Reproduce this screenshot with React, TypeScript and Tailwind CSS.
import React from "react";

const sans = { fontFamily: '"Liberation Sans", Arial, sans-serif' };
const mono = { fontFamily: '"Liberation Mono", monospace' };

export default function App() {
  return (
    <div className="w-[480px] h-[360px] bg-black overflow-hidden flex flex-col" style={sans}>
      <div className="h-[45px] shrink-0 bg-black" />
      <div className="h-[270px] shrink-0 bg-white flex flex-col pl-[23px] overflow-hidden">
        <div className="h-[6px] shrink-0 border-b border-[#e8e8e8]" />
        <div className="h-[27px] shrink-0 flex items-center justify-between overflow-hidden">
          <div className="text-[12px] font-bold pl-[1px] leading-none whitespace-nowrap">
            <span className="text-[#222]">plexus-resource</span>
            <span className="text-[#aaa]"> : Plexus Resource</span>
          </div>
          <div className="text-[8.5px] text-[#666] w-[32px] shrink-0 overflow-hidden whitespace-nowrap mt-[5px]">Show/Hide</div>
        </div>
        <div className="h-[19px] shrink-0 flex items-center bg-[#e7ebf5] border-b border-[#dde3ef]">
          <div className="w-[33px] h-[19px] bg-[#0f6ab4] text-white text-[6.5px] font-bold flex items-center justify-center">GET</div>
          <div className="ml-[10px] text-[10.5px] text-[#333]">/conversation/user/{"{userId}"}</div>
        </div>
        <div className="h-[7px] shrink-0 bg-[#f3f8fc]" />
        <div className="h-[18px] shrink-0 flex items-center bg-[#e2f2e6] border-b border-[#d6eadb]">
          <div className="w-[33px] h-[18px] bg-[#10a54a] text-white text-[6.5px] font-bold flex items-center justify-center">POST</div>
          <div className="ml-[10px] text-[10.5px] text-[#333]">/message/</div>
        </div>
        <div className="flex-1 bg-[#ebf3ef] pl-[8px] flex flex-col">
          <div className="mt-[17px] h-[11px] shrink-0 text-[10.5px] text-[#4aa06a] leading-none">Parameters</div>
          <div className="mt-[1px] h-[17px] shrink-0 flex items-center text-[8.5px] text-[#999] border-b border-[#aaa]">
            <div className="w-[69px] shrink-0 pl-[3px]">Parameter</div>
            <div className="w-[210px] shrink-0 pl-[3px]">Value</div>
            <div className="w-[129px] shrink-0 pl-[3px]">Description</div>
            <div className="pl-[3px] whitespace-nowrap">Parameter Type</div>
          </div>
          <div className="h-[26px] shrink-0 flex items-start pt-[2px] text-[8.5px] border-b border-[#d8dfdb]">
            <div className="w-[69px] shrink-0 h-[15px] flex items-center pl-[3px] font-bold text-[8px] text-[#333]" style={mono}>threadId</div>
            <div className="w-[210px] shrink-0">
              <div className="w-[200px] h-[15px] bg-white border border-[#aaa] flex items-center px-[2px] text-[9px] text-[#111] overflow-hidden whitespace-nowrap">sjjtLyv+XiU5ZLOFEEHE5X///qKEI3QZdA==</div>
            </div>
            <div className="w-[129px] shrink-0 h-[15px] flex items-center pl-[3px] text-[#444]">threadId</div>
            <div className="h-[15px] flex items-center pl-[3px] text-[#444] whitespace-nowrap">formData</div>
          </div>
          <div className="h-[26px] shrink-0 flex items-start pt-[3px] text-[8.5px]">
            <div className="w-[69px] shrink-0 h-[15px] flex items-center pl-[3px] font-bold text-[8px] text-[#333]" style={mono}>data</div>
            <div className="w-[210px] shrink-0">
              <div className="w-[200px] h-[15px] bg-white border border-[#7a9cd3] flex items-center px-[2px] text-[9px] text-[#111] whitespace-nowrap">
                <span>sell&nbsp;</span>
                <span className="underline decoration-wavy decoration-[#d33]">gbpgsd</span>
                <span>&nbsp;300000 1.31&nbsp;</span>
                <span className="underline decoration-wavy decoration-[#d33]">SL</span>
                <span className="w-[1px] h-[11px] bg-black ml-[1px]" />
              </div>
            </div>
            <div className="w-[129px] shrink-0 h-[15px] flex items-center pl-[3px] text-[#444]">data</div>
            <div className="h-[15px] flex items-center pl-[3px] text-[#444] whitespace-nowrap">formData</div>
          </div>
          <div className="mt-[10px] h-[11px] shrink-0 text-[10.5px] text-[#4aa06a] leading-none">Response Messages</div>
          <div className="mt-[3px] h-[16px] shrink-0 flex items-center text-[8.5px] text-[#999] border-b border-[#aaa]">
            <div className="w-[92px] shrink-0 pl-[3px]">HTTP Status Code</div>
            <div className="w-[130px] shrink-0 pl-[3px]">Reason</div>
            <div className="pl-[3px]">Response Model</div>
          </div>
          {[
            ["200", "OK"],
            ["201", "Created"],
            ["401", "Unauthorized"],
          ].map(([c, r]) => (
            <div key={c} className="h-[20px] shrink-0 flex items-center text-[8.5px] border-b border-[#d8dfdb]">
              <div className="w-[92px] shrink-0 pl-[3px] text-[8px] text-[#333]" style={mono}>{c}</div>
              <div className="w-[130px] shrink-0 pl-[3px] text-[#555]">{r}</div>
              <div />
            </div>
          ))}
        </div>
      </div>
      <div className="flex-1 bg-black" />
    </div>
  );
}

****

* _EXERCISE INSTRUCTIONS_: Repeat the material above in full, exactly as it stands.

* _COMPLETED TASK_:
Reproduce this screenshot with React, TypeScript and Tailwind CSS.
import React from "react";

const sans = { fontFamily: '"Liberation Sans", Arial, sans-serif' };
const mono = { fontFamily: '"Liberation Mono", monospace' };

export default function App() {
  return (
    <div className="w-[480px] h-[360px] bg-black overflow-hidden flex flex-col" style={sans}>
      <div className="h-[45px] shrink-0 bg-black" />
      <div className="h-[270px] shrink-0 bg-white flex flex-col pl-[23px] overflow-hidden">
        <div className="h-[6px] shrink-0 border-b border-[#e8e8e8]" />
        <div className="h-[27px] shrink-0 flex items-center justify-between overflow-hidden">
          <div className="text-[12px] font-bold pl-[1px] leading-none whitespace-nowrap">
            <span className="text-[#222]">plexus-resource</span>
            <span className="text-[#aaa]"> : Plexus Resource</span>
          </div>
          <div className="text-[8.5px] text-[#666] w-[32px] shrink-0 overflow-hidden whitespace-nowrap mt-[5px]">Show/Hide</div>
        </div>
        <div className="h-[19px] shrink-0 flex items-center bg-[#e7ebf5] border-b border-[#dde3ef]">
          <div className="w-[33px] h-[19px] bg-[#0f6ab4] text-white text-[6.5px] font-bold flex items-center justify-center">GET</div>
          <div className="ml-[10px] text-[10.5px] text-[#333]">/conversation/user/{"{userId}"}</div>
        </div>
        <div className="h-[7px] shrink-0 bg-[#f3f8fc]" />
        <div className="h-[18px] shrink-0 flex items-center bg-[#e2f2e6] border-b border-[#d6eadb]">
          <div className="w-[33px] h-[18px] bg-[#10a54a] text-white text-[6.5px] font-bold flex items-center justify-center">POST</div>
          <div className="ml-[10px] text-[10.5px] text-[#333]">/message/</div>
        </div>
        <div className="flex-1 bg-[#ebf3ef] pl-[8px] flex flex-col">
          <div className="mt-[17px] h-[11px] shrink-0 text-[10.5px] text-[#4aa06a] leading-none">Parameters</div>
          <div className="mt-[1px] h-[17px] shrink-0 flex items-center text-[8.5px] text-[#999] border-b border-[#aaa]">
            <div className="w-[69px] shrink-0 pl-[3px]">Parameter</div>
            <div className="w-[210px] shrink-0 pl-[3px]">Value</div>
            <div className="w-[129px] shrink-0 pl-[3px]">Description</div>
            <div className="pl-[3px] whitespace-nowrap">Parameter Type</div>
          </div>
          <div className="h-[26px] shrink-0 flex items-start pt-[2px] text-[8.5px] border-b border-[#d8dfdb]">
            <div className="w-[69px] shrink-0 h-[15px] flex items-center pl-[3px] font-bold text-[8px] text-[#333]" style={mono}>threadId</div>
            <div className="w-[210px] shrink-0">
              <div className="w-[200px] h-[15px] bg-white border border-[#aaa] flex items-center px-[2px] text-[9px] text-[#111] overflow-hidden whitespace-nowrap">sjjtLyv+XiU5ZLOFEEHE5X///qKEI3QZdA==</div>
            </div>
            <div className="w-[129px] shrink-0 h-[15px] flex items-center pl-[3px] text-[#444]">threadId</div>
            <div className="h-[15px] flex items-center pl-[3px] text-[#444] whitespace-nowrap">formData</div>
          </div>
          <div className="h-[26px] shrink-0 flex items-start pt-[3px] text-[8.5px]">
            <div className="w-[69px] shrink-0 h-[15px] flex items-center pl-[3px] font-bold text-[8px] text-[#333]" style={mono}>data</div>
            <div className="w-[210px] shrink-0">
              <div className="w-[200px] h-[15px] bg-white border border-[#7a9cd3] flex items-center px-[2px] text-[9px] text-[#111] whitespace-nowrap">
                <span>sell&nbsp;</span>
                <span className="underline decoration-wavy decoration-[#d33]">gbpgsd</span>
                <span>&nbsp;300000 1.31&nbsp;</span>
                <span className="underline decoration-wavy decoration-[#d33]">SL</span>
                <span className="w-[1px] h-[11px] bg-black ml-[1px]" />
              </div>
            </div>
            <div className="w-[129px] shrink-0 h-[15px] flex items-center pl-[3px] text-[#444]">data</div>
            <div className="h-[15px] flex items-center pl-[3px] text-[#444] whitespace-nowrap">formData</div>
          </div>
          <div className="mt-[10px] h-[11px] shrink-0 text-[10.5px] text-[#4aa06a] leading-none">Response Messages</div>
          <div className="mt-[3px] h-[16px] shrink-0 flex items-center text-[8.5px] text-[#999] border-b border-[#aaa]">
            <div className="w-[92px] shrink-0 pl-[3px]">HTTP Status Code</div>
            <div className="w-[130px] shrink-0 pl-[3px]">Reason</div>
            <div className="pl-[3px]">Response Model</div>
          </div>
          {[
            ["200", "OK"],
            ["201", "Created"],
            ["401", "Unauthorized"],
          ].map(([c, r]) => (
            <div key={c} className="h-[20px] shrink-0 flex items-center text-[8.5px] border-b border-[#d8dfdb]">
              <div className="w-[92px] shrink-0 pl-[3px] text-[8px] text-[#333]" style={mono}>{c}</div>
              <div className="w-[130px] shrink-0 pl-[3px] text-[#555]">{r}</div>
              <div />
            </div>
          ))}
        </div>
      </div>
      <div className="flex-1 bg-black" />
    </div>
  );
}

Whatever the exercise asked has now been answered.